Assen or Asen Hartenau (Note: Different sources ascribe Hartenau slightly different full names. Two variants are Louis Alexander Assen, Count of Hartenau and Krum Asen Louis Alexander von Hartenau.) (16 January 1890 – 15 March 1965), in his early life styled as the Count of Hartenau, was an Austrian civil servant and the son of the deposed Bulgarian prince Alexander of Battenberg.

== Biography ==
=== Early life ===
Assen Ludwig Alexander, Graf von Hartenau was born in Graz on 16 January 1890, the son and eldest child of Alexander of Battenberg, deposed Prince of Bulgaria, and his wife Johanna Loisinger, an actress and singer. He was named after the medieval Bulgarian ruler Ivan Asen I, co-founder of the Second Bulgarian Empire (1185–1422). The name thus served to underline the claims of Alexander and his family to the Bulgarian throne.
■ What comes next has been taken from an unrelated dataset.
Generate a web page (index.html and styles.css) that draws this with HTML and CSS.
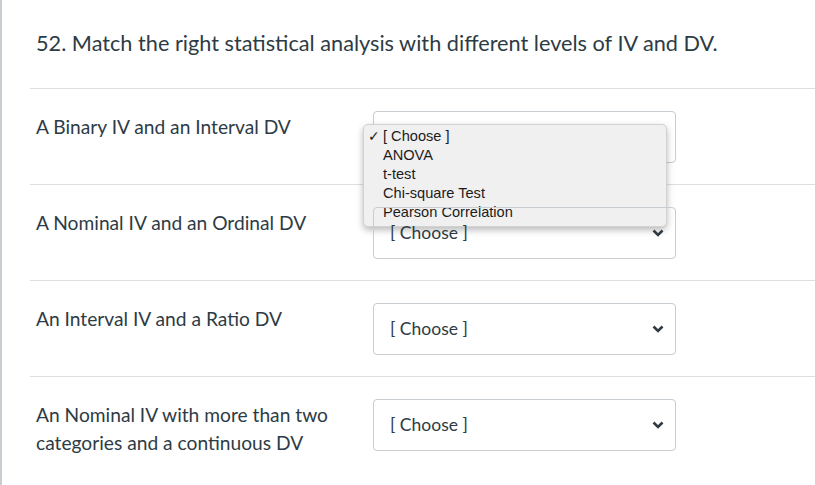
FILE: index.html
```html
<!DOCTYPE html>
<html>
<head>
<meta charset="utf-8">
<link rel="stylesheet" href="styles.css">
</head>
<body>
<div class="page">
  <div class="title">52. Match the right statistical analysis with different levels of IV and DV.</div>
  <div class="rows">
    <div class="row">
      <div class="label">A Binary IV and an Interval DV</div>
      <div class="select">
        <span class="value">[ Choose ]</span>
        <svg class="chev" width="12" height="8" viewBox="0 0 12 8"><path d="M1.5 1.5 L6 6 L10.5 1.5" fill="none" stroke="#2d3b45" stroke-width="2.6"/></svg>
        <div class="menu">
          <div class="item checked"><span class="check">✓</span>[ Choose ]</div>
          <div class="item">ANOVA</div>
          <div class="item">t-test</div>
          <div class="item">Chi-square Test</div>
          <div class="item">Pearson Correlation</div>
        </div>
      </div>
    </div>
    <div class="row">
      <div class="label">A Nominal IV and an Ordinal DV</div>
      <div class="select">
        <span class="value">[ Choose ]</span>
        <svg class="chev" width="12" height="8" viewBox="0 0 12 8"><path d="M1.5 1.5 L6 6 L10.5 1.5" fill="none" stroke="#2d3b45" stroke-width="2.6"/></svg>
      </div>
    </div>
    <div class="row">
      <div class="label">An Interval IV and a Ratio DV</div>
      <div class="select">
        <span class="value">[ Choose ]</span>
        <svg class="chev" width="12" height="8" viewBox="0 0 12 8"><path d="M1.5 1.5 L6 6 L10.5 1.5" fill="none" stroke="#2d3b45" stroke-width="2.6"/></svg>
      </div>
    </div>
    <div class="row">
      <div class="label">An Nominal IV with more than two categories and a continuous DV</div>
      <div class="select">
        <span class="value">[ Choose ]</span>
        <svg class="chev" width="12" height="8" viewBox="0 0 12 8"><path d="M1.5 1.5 L6 6 L10.5 1.5" fill="none" stroke="#2d3b45" stroke-width="2.6"/></svg>
      </div>
    </div>
  </div>
</div>
</body>
</html>
```
FILE: styles.css
```css
html, body {
  margin: 0;
  padding: 0;
  background: #fff;
}
body {
  font-family: Lato, "Liberation Sans", sans-serif;
  color: #2d3b45;
}
.page {
  border-left: 2px solid #c7cdd1;
  padding-left: 28px;
  min-height: 485px;
  box-sizing: border-box;
}
.title {
  font-size: 21.7px;
  line-height: 30px;
  padding: 28px 0 0 6px;
  height: 88px;
  box-sizing: border-box;
}
.row {
  display: flex;
  align-items: flex-start;
  border-top: 1px solid #dcdfe2;
  padding: 22px 0 21px 6px;
}
.label {
  flex: 0 0 312px;
  padding-right: 25px;
  font-size: 19.2px;
  line-height: 28px;
  padding-top: 2px;
}
.select {
  position: relative;
  width: 303px;
  height: 52px;
  box-sizing: border-box;
  border: 1px solid #c7cdd1;
  border-radius: 4px;
  display: flex;
  align-items: center;
  justify-content: space-between;
  padding: 0 11px 0 16px;
  font-size: 17.5px;
}
.value {
  line-height: 20px;
}
.chev {
  display: block;
}
.menu {
  position: absolute;
  left: -11px;
  top: 12px;
  width: 304px;
  box-sizing: border-box;
  background: #f0f0f0;
  border: 1px solid #d2d2d2;
  border-radius: 5px;
  box-shadow: 0 3px 7px rgba(0, 0, 0, 0.28);
  padding: 2px 0 4px;
  font-family: "Liberation Sans", Arial, sans-serif;
  font-size: 14.6px;
  color: #1c1c1c;
}
.item {
  position: relative;
  line-height: 19px;
  padding-left: 19px;
}
.check {
  position: absolute;
  left: 4px;
  top: 0;
  font-family: "DejaVu Sans", sans-serif;
  font-size: 14px;
}
```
Hartenau had a younger sister, Svetana (1893–1935). After Alexander's early death in 1893, Johanna and the children moved to Vienna. The family was in exile provided with a yearly pension of 50,000 leva by the Bulgarian government. Following Alexander's deposition and marriage to Johanna, he had styled himself as the Count of Hartenau, a title inherited by Assen.

=== Career ===
Hartenau studied law at the University of Graz and eventually became a Doctor of Law. He eventually dropped the title of count and became an Austrian civil servant. Through his life he held various important financial and political positions in Austria. He was employed in the Ministry of Finance from 1919 to 1922 and served as a diplomat in Paris from 1922 to 1928, mainly overseeing payment of war reparations. In 1938, Hartenau was made the State Commissioner of the Oesterreichische Nationalbank. He played an important role in settling the Austrian national debt in the 1940s.

After World War II (1939–1945), Hartenau was deemed to have been "politically indifferent" during the war. From 1951 to 1953, he served as the financial director of Zellwolle Lenzing AG. Hartenau died in Vienna on 15 March 1965.

== Personal life ==
Hartenau married Bertha Hussa-Lamos (1892–1971) on 7 May 1934. The couple did not have any children together, though Hartenau adopted Hussa-Lamos's son Wilhelm (from a previous marriage), who thus became Wilhelm Hartenau (1915–1991). Wilhelm was a physician in Vienna and had three children of his own; Alexander, Elizabeth and Francisca, regarded as the heirs of Alexander of Battenberg. (Note: Given that Hartenau's sister Svetana did not have any biological children either, Alexander of Battenberg otherwise has no living descendants.)

During the reign of Alexander's successor in Bulgaria, Ferdinand I, the Bulgarian press sometimes highlighted Hartenau as a legitimate possible rival contender for the throne, styling him as "Prince" and as "His Highness".